VI. Other Allegations

Indirect Infringement

The complaint alleges induced infringement, stating that Defendant distributes "product literature and website materials inducing end users and others to use its products in the customary and intended manner that infringes the '844 Patent" (Compl. ¶14). The complaint notes that these materials are referenced in the unattached Exhibit 2 (Compl. ¶14).

Willful Infringement

The complaint alleges that Defendant has "actual knowledge of infringement" based on the service of the complaint and its attached claim charts (Compl. ¶13). This allegation is based on post-suit knowledge, as the complaint does not plead any facts suggesting Defendant was aware of the '844 Patent prior to the lawsuit's filing.
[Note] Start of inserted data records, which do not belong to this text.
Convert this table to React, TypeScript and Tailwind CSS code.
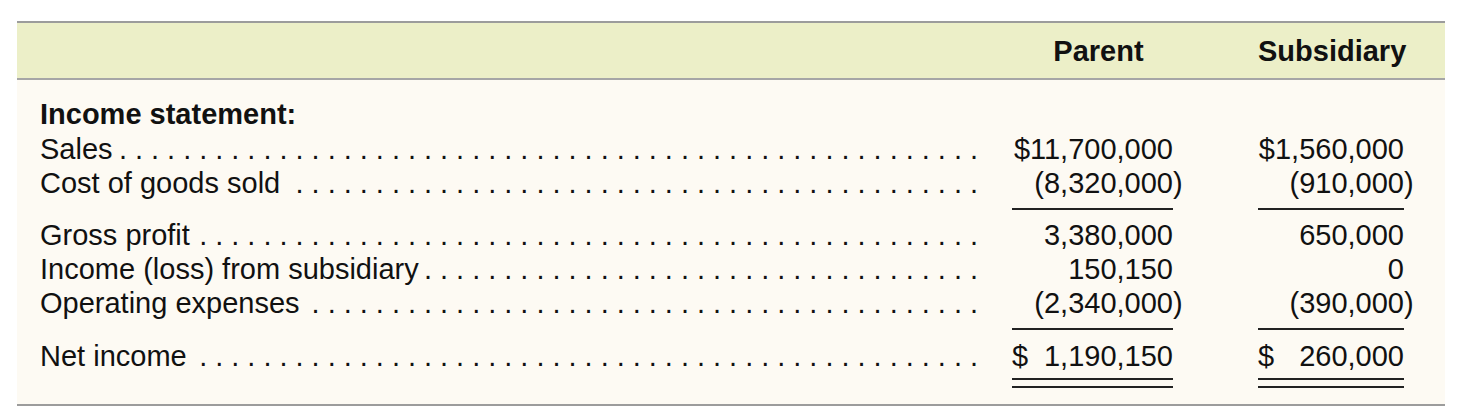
import React from 'react';

type Row = {
  label: string;
  parent: string;
  sub: string;
  neg?: boolean;
  dollar?: boolean;
};

const DOTS = '.'.repeat(70);

const Amount = ({ value, neg, dollar }: { value: string; neg?: boolean; dollar?: boolean }) => {
  if (dollar) {
    return (
      <div className="flex justify-between">
        <span>$</span>
        <span>{value}</span>
      </div>
    );
  }
  return (
    <div className="text-right">
      {neg ? '(' : ''}
      {value}
      {neg ? <span className="inline-block w-0">)</span> : null}
    </div>
  );
};

const Line = ({ label, parent, sub, neg, dollar }: Row) => (
  <div className="flex h-[34px] items-center">
    <div className="flex flex-1 min-w-0 pr-[26px]">
      <span className="whitespace-nowrap">{label}</span>
      <div className="ml-[6px] flex flex-1 min-w-0 justify-end overflow-hidden whitespace-nowrap">
        <span className="tracking-[8px]">{DOTS}</span>
      </div>
    </div>
    <div className="w-[161px]">
      <Amount value={parent} neg={neg} dollar={dollar} />
    </div>
    <div className="w-[85px]" />
    <div className="w-[146px]">
      <Amount value={sub} neg={neg} dollar={dollar} />
    </div>
  </div>
);

const Rule = ({ h, top, double }: { h: string; top: string; double?: boolean }) => (
  <div className={`flex ${h}`}>
    <div className="flex-1" />
    <div className="w-[161px]">
      <div className={`${top} h-[1.5px] bg-[#222]`} />
      {double && <div className="mt-[6.5px] h-[1.5px] bg-[#222]" />}
    </div>
    <div className="w-[85px]" />
    <div className="w-[146px]">
      <div className={`${top} h-[1.5px] bg-[#222]`} />
      {double && <div className="mt-[6.5px] h-[1.5px] bg-[#222]" />}
    </div>
  </div>
);

export default function App() {
  return (
    <div className="min-h-screen bg-white pt-[21px] font-['Liberation_Sans',Arial,sans-serif] text-[29px] text-[#111]">
      <div className="ml-[17px] w-[1428px] border-y-2 border-[#9c9c9c]">
        {/* Header */}
        <div className="flex h-[57px] items-center border-b-2 border-[#a6a6a6] bg-[#ecefc8] pl-[23px] pr-[41px] pt-[3px] font-bold">
          <div className="flex-1" />
          <div className="w-[161px] pl-[12px] text-center">Parent</div>
          <div className="w-[85px]" />
          <div className="w-[146px] pr-[6px] text-center">Subsidiary</div>
        </div>

        {/* Body */}
        <div className="bg-[#fdfaf3] pb-[14px] pl-[23px] pr-[41px] pt-[17px]">
          <div className="flex h-[36px] items-center font-bold">Income statement:</div>
          <Line label="Sales" parent="$11,700,000" sub="$1,560,000" />
          <Line label="Cost of goods sold" parent="8,320,000" sub="910,000" neg />
          <Rule h="h-[18px]" top="mt-[7px]" />
          <Line label="Gross profit" parent="3,380,000" sub="650,000" />
          <Line label="Income (loss) from subsidiary" parent="150,150" sub="0" />
          <Line label="Operating expenses" parent="2,340,000" sub="390,000" neg />
          <Rule h="h-[19px]" top="mt-[7px]" />
          <Line label="Net income" parent="1,190,150" sub="260,000" dollar />
          <Rule h="h-[16px]" top="mt-[4px]" double />
        </div>
      </div>
    </div>
  );
}
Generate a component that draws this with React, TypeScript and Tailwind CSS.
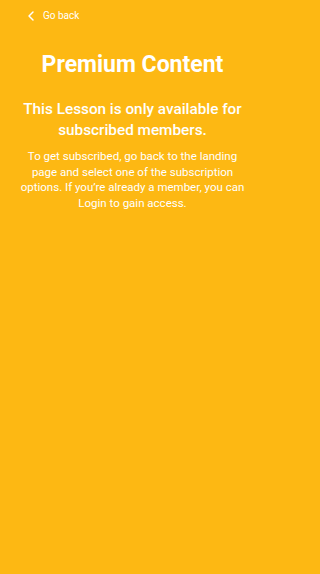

VII. Analyst’s Conclusion: Key Questions for the Case

  1. A central evidentiary question will be one of technical proof: given the complaint’s lack of specific factual allegations, what evidence will Plaintiff introduce to demonstrate that the accused products perform the specific, layered encryption process required by the patent, particularly the claimed step of encrypting a first decryption algorithm as part of a second bitstream?

  2. The case may also turn on a question of definitional scope: how will the court construe the term "recursive security protocol"? The outcome will depend on whether the term is interpreted broadly to mean any self-updating security system or narrowly to require the specific two-step, nested encryption structure laid out in Claim 1.